Da fumatore accanito quale ero posso dirvi che non bisogna lasciare che la ganja diventi l’ennesima distrazione. Come movimento per la legalizzazione bisogna ancora maturare una consapevolezza sulla sacralità che c’è dietro i gesti e l’assunzione di sostanze psicotrope. In questo mio nuovo album c’è la consapevolezza che il cambiamento deve avvenire dall’interno. È importante capire che uso ne facciamo, non credo nell’uso ludico.
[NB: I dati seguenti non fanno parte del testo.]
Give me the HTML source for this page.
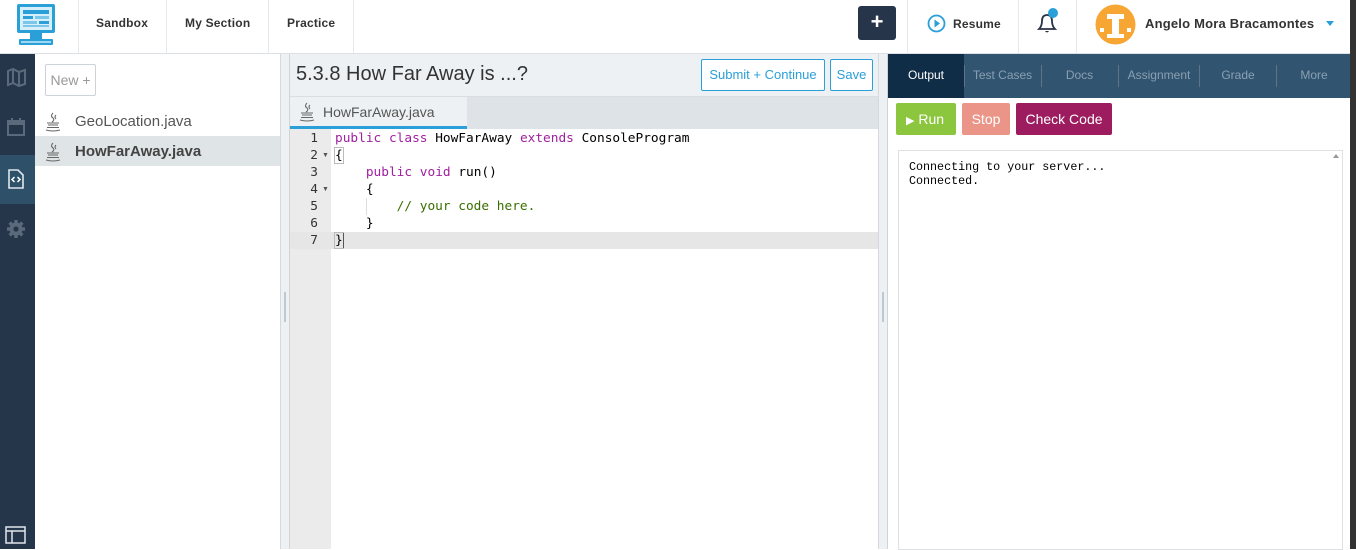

È terapeutica anche quando aiuta a rilassarci o ispira nuove idee ma il vero e suo unico scopo ritengo che sia religioso, di ricerca interiore, ma il discorso diventa molto delicato. Vedo troppa gente fumare (o bere) senza capire che energie sta mettendo in moto. Molte di quelle energie potrebbe azionarle senza assumere nulla e in modo più equilibrato, imparando a conoscersi. La questione della canapa, e molte altre, si risolveranno solo quando questo paese farà pace con se stesso, per ora mi sembra più che siamo tutti contro tutti.
Grazie Dolce Vita per questa chiacchierata, in pochi ambiti si possono affrontare tasti dolenti con la tranquillità che ci vuole per analizzarli e superarli. Lo stile alternativo di vita che sogniamo lo stiamo costruendo per i nostri figli, mi sa che siamo parecchi anni avanti sulla realtà. Grazie per aver apprezzato “Dentro e Fuori”, il concept a cui è legato e… Spargete la voce!